@Caroline,
Caroline;90456 wrote:I guess enlightenment is a path not a sudden revelation, it's a long hard path.
Well, I think Caroline is right. I think that it does take an effort to learn wholly new things, no matter how smart or intelligent you are [0].
Nevertheless, no matter how hard one has to work to understand something or to solve a problem. When the understanding or the solution finally appears, it does have a flavour of revelation (maybe because that feeling is what we associate to the word revelation). Which doesn't mean that there has been no previous work.
I think the hardest part is to learn things nobody knows and that therefore can't be taught
[1], that
is complicated. It usually is once the discovery is made when it is possible to look for the best way to employ or explain it and, somehow, to make it more natural
[2]. Even if the process of resolution of a problem is not optimal or if the results are wrong there might be a worthy question left.

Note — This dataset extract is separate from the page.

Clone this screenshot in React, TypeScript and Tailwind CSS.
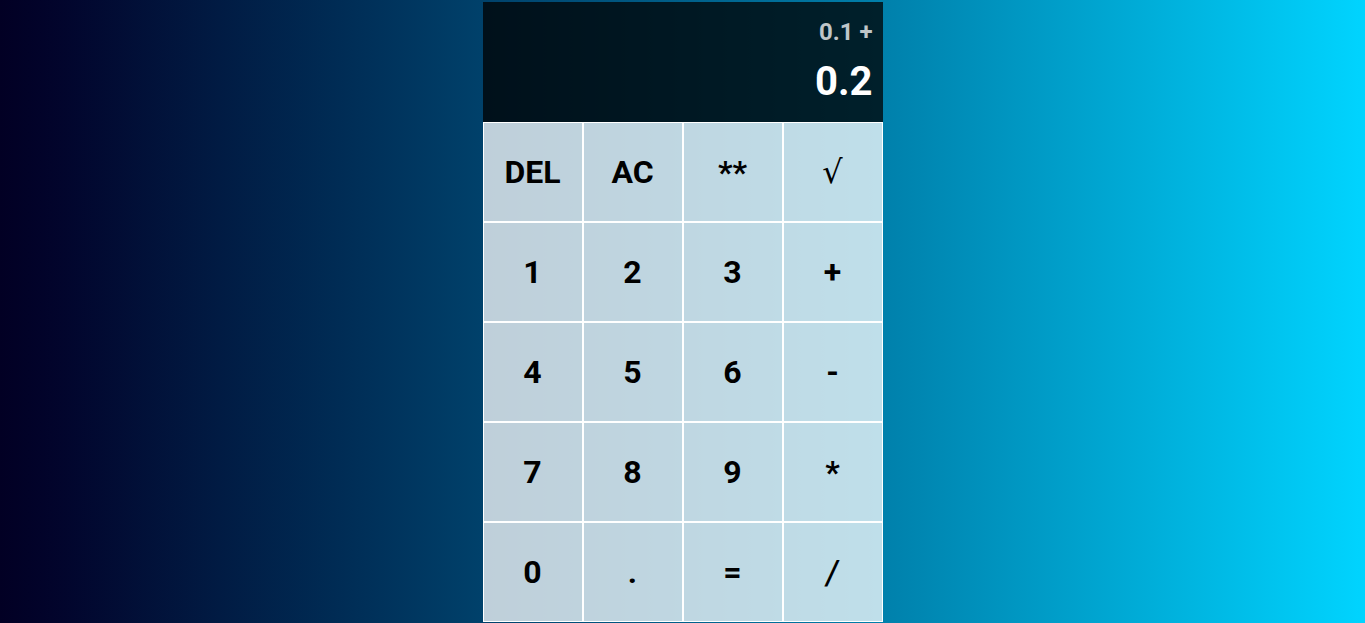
const keys: { label: string; cls?: string }[] = [
  { label: 'DEL' },
  { label: 'AC' },
  { label: '**' },
  { label: '√', cls: 'font-normal font-["DejaVu_Serif",serif]' },
  { label: '1' },
  { label: '2' },
  { label: '3' },
  { label: '+' },
  { label: '4' },
  { label: '5' },
  { label: '6' },
  { label: '-' },
  { label: '7' },
  { label: '8' },
  { label: '9' },
  { label: '*' },
  { label: '0' },
  { label: '.' },
  { label: '=' },
  { label: '/', cls: 'font-normal font-["DejaVu_Sans_Mono",monospace] text-[2.2rem]' },
];

export default function App() {
  return (
    <div className="min-h-screen bg-gradient-to-r from-[#020024] to-[#00d4ff] grid justify-center content-center grid-cols-[repeat(4,100px)] grid-rows-[120px_repeat(5,100px)] font-['Roboto',sans-serif]">
      <div className="col-span-4 bg-black/75 flex flex-col items-end justify-around p-[10px] break-all">
        <div className="text-white/75 text-2xl leading-[normal] font-bold">0.1 +</div>
        <div className="text-white text-[2.5rem] leading-[normal] font-bold">0.2</div>
      </div>
      {keys.map((k) => (
        <button
          key={k.label}
          className={`border border-white bg-white/75 text-black text-[2rem] font-bold ${k.cls ?? ''}`}
        >
          {k.label}
        </button>
      ))}
    </div>
  );
}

When just searching for knowledge in a general direction, without a clear notion of what you are going to find, it seems very easy to get lost. We want an outcome, but I'm not sure we know what exact knowledge will lead to it.
Regardless of the degree of success of Mankind attempts to understand itself, maybe everybody so far has just been searching in the wrong place.

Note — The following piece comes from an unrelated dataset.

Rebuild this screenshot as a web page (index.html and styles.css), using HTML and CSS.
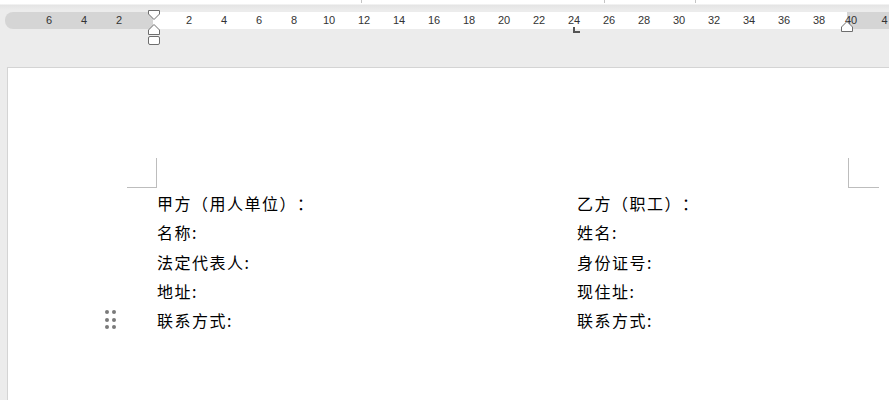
FILE: index.html
```html
<!DOCTYPE html>
<html lang="zh-CN">
<head>
<meta charset="utf-8">
<link rel="stylesheet" href="styles.css">
</head>
<body>
<div class="topbar">
  <span class="tick t1"></span><span class="tick t2"></span><span class="tick t3"></span>
</div>
<div class="ruler">
  <div class="band">
    <div class="seg seg-left"></div>
    <div class="seg seg-white"></div>
    <div class="seg seg-right"></div>
  </div>
  <div class="nums">
    <span></span><span>6</span><span>4</span><span>2</span><span></span><span>2</span><span>4</span><span>6</span><span>8</span><span>10</span><span>12</span><span>14</span><span>16</span><span>18</span><span>20</span><span>22</span><span>24</span><span>26</span><span>28</span><span>30</span><span>32</span><span>34</span><span>36</span><span>38</span><span class="n40">40</span><span class="n42">4</span>
  </div>
  <svg class="mk mk-left" width="14" height="42" viewBox="0 0 14 42">
    <path d="M1.5 5.5 H12.5 V9 L7 14.5 L1.5 9 Z" fill="#fff" stroke="#6e6e6e"/>
    <path d="M7 19.5 L12.5 25 V29.5 H1.5 V25 Z" fill="#fff" stroke="#6e6e6e"/>
    <rect x="1.5" y="31.5" width="11" height="8" rx="1.5" fill="#fff" stroke="#6e6e6e"/>
  </svg>
  <svg class="mk mk-tab" width="10" height="8" viewBox="0 0 10 8">
    <path d="M2 0 V5 H8" fill="none" stroke="#555" stroke-width="2"/>
  </svg>
  <svg class="mk mk-right" width="14" height="14" viewBox="0 0 14 14">
    <path d="M7 1.5 L12.5 7 V11.5 H1.5 V7 Z" fill="#fff" stroke="#6e6e6e"/>
  </svg>
</div>
<div class="page">
  <div class="corners">
    <div class="corner corner-l"></div>
    <div class="corner corner-r"></div>
  </div>
  <div class="cols">
    <div class="col col-a">
      <p>甲方（用人单位）：</p>
      <p>名称:</p>
      <p>法定代表人:</p>
      <p>地址:</p>
      <p class="handle-row"><span class="handle"><i></i><i></i><i></i><i></i><i></i><i></i></span>联系方式:</p>
    </div>
    <div class="col col-b">
      <p>乙方（职工）：</p>
      <p>姓名:</p>
      <p>身份证号:</p>
      <p>现住址:</p>
      <p>联系方式:</p>
    </div>
  </div>
</div>
</body>
</html>
```
FILE: styles.css
```css
html, body {
  margin: 0;
  padding: 0;
}
body {
  background: #ececec;
  width: 889px;
  height: 400px;
  overflow: hidden;
  font-family: "Noto Sans CJK SC", "Noto Sans", sans-serif;
}
.topbar {
  position: relative;
  height: 10px;
  background: linear-gradient(#ffffff 0, #ffffff 4px, #e4e4e4 5px, #ececec 10px);
}
.tick {
  position: absolute;
  top: 0;
  width: 1px;
  height: 3px;
  background: #c4c4c4;
}
.t1 { left: 361px; }
.t2 { left: 604px; }
.t3 { left: 695px; }

.ruler {
  position: relative;
  height: 17px;
  margin-top: 2px;
  margin-left: 5px;
}
.band {
  display: flex;
  height: 17px;
  border-radius: 8px 0 0 8px;
  overflow: hidden;
}
.seg-left { width: 148px; background: #d5d5d5; }
.seg-white { width: 694px; background: #ffffff; }
.seg-right { flex: 1; background: #d5d5d5; }
.nums {
  position: absolute;
  top: 0;
  left: -8.5px;
  display: flex;
  height: 17px;
  font-family: "Liberation Sans", "DejaVu Sans", sans-serif;
  font-size: 11px;
  color: #333;
  line-height: 17px;
}
.nums span {
  width: 35px;
  text-align: center;
  flex: none;
}
.nums .n40 { text-indent: -6px; }
.nums .n42 { text-align: left; text-indent: 10px; }
.mk { position: absolute; }
.mk-left { left: 142px; top: -7px; }
.mk-tab { left: 567px; top: 15px; }
.mk-right { left: 835px; top: 8px; }

.page {
  box-sizing: border-box;
  margin-top: 38px;
  margin-left: 7px;
  height: 333px;
  background: #ffffff;
  border-top: 1px solid #d4d4d4;
  border-left: 1px solid #d4d4d4;
  padding-top: 90px;
}
.corners {
  display: flex;
  height: 30px;
}
.corner {
  height: 29px;
  border-bottom: 1px solid #bdbdbd;
}
.corner-l {
  width: 29px;
  margin-left: 119px;
  border-right: 1px solid #bdbdbd;
}
.corner-r {
  width: 30px;
  margin-left: 691px;
  border-left: 1px solid #bdbdbd;
}
.cols {
  display: grid;
  grid-template-columns: 420px 300px;
  padding-left: 149px;
  margin-top: 1px;
}
.col p {
  margin: 0;
  font-size: 16px;
  letter-spacing: 1.5px;
  line-height: 29.3px;
  height: 29.3px;
  color: #000;
  white-space: nowrap;
  text-spacing-trim: space-all;
}
.handle-row { position: relative; }
.handle {
  position: absolute;
  left: -52px;
  top: 4px;
  width: 11px;
  display: grid;
  grid-template-columns: 4px 4px;
  column-gap: 3px;
  row-gap: 3.5px;
}
.handle i {
  display: block;
  width: 4px;
  height: 4px;
  border-radius: 50%;
  background: #7a7a7a;
}
```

Maybe we are too used to things that are not true but that sound familiar and spend most of our time searching in the wrong direction.
Moreover, there seem to be things that need not only to be understood, but to feel right
[3]. What I'd
really want to know is what do I have to do to feel right what is right if ever I finally discover what it is.
--------------------
[0] Probably when we are able to understand something comparatively fast it's just because we already had some information about it. I think that possibly intelligent people just have more information of the right kind.
[1] Although no teachers means as well no bad teachers imposing you their errors and forcing you to learn by heart things that you don't really understand or care about.
[2] For example, take something like the multiplication algorithm. From an adult's point of view it's among the easiest things he's able to do. It can take time for a child to fully understand it, even if most of them memorize it quite easily. But there are lots of resources developed to make easier the task of understanding it (those blocks representing units and those containers with ten holes, and those bigger containers with ten bigger holes for the smaller containers and so on...).
I mean... in Ancient Rome, multiplying was certainly not so evident. I've been told somewhen that someone able to multiply in Ancient Rome had a profession. I'm not sure of this, but it makes sense...
[3] For example, smoking is very probably bad for human health. Lots of people know this and smoke. Because the feeling of smoking is right, it causes pleasure (apparently).
I don't think a perfect world's design would include smoking, though. I think the best and absolutely unachievable solution for this is that smoking causes displeasure. But no understanding of the effects of tobacco can possibly annulate the physical pleasure of smoking.
So instead we use anguish or fear. A lot of people, including me, has never tried a cigarette because of the possible consequences. More incredibly, people who likes smoking succeeds in quitting. And it seems there are more chances of success when family and friends are aware of the intention of quitting... which means that possibly pride and shame work as well.